Eine Zeugin sucht Schutz in ihrem Laden

„Der Mann hat die Beamten sofort bedroht, als sie ankamen“, so der Pressesprecher weiter. Die Beamten hätten schließlich mehrfach auf den Mann gezielt, der ebenfalls Schüsse abgab. „In so einem Fall muss die Polizei den Angreifer stoppen“, erläutert Keilbach. Deswegen hätten die Polizisten geschossen. Als der Täter getroffen war, hätten sich die Beamten und der wenig später eingetroffene Rettungsdienst um ihn gekümmert, er wurde dann in ein Krankenhaus gebracht und notoperiert. Auf dem Weg ins Krankenhaus machte der Mann gegenüber den Rettungskräften und einem Polizeibeamten, der mitfuhr, eine Bemerkung: „Lasst mich doch sterben“, soll er sinngemäß gesagt haben. Zusammen mit seinem Verhalten und der Ankündigung über die Notrufnummer folgert die Polizei, dass der Mann sich offenbar erschießen lassen wollte. Er habe sich so verhalten, dass die Beamten schießen würden – und die Polizei zuvor selbst gerufen. Der 34-Jährige war polizeibekannt. Er wurde schon wegen des Missbrauchs von Notrufen belangt. Auf seinem Facebook-Profil zeigte er sich in Armeekleidung.

Eine Zeugin sah in der Nacht den Beginn der Auseinandersetzung. Sie war in der Unterführung und wollte den Kiosk dort aufschließen. Als die ersten Schüsse fielen, suchte sie Schutz im Laden. Am Morgen beobachteten viele Passanten, wie die Polizei die Spuren am Tatort sicherte. Zahlreiche Patronenhülsen lagen auf dem Boden – wie viele Schüsse genau abgegeben wurden, war noch unklar. Auch fanden die Ermittler Spuren von Farbkugeln aus der Softair-Pistole von den Schüssen, die der 34-Jährige abgegeben hatte, als die Beamten durch die Unterführung vom Bahnhof her auf ihn zukamen. „Warum macht die Polizei das, wenn der sich umbringen will?“, fragte eine Frau. „Was würden Sie machen, wenn einer mit einer Pistole vor Ihnen steht?“, entgegnete ein anderer Beobachter.
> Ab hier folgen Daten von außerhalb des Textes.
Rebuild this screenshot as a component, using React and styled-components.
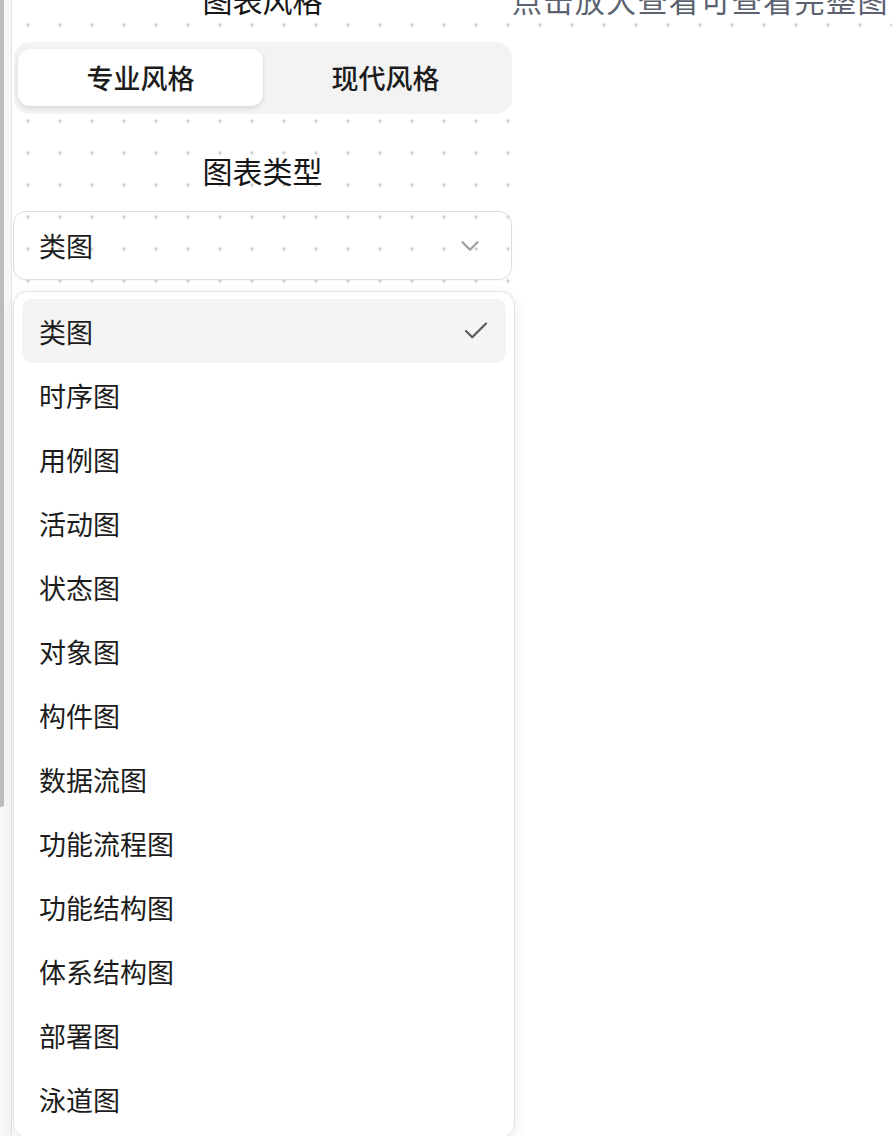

Paralleln zu einem Fall im November 2013

Der Fall hat viele Parallelen zu jenem, der sich im November 2013 im Osten zugetragen hatte. Damals rief ein 36-jähriger Mann, der in der Landhausstraße wohnte, die Polizei und kündigte an, er würde nach draußen gehen und herumschießen. Die Polizei versuchte, ihn zum Aufgeben zu überreden, als er mit einer Waffe auf sie zukam. Da er nicht stoppte, griff auch damals ein Beamter zur Pistole und gab einen Schuss ab. Er zielte auf das Bein, traf aber den Bauch, weil der Mann weiter auf ihn zugegangen war. Das ergab die Untersuchung der Staatsanwaltschaft. Die Behörde hatte gegen den Polizisten wegen fahrlässiger Tötung im Amt ermittelt. Das Verfahren wurde eingestellt, weil der Beamte sich richtig verhalten hatte. Der 36-Jährige starb im Krankenhaus an den Folgen der Verletzung. Auch der aktuelle Fall wird von der Staatsanwaltschaft untersucht.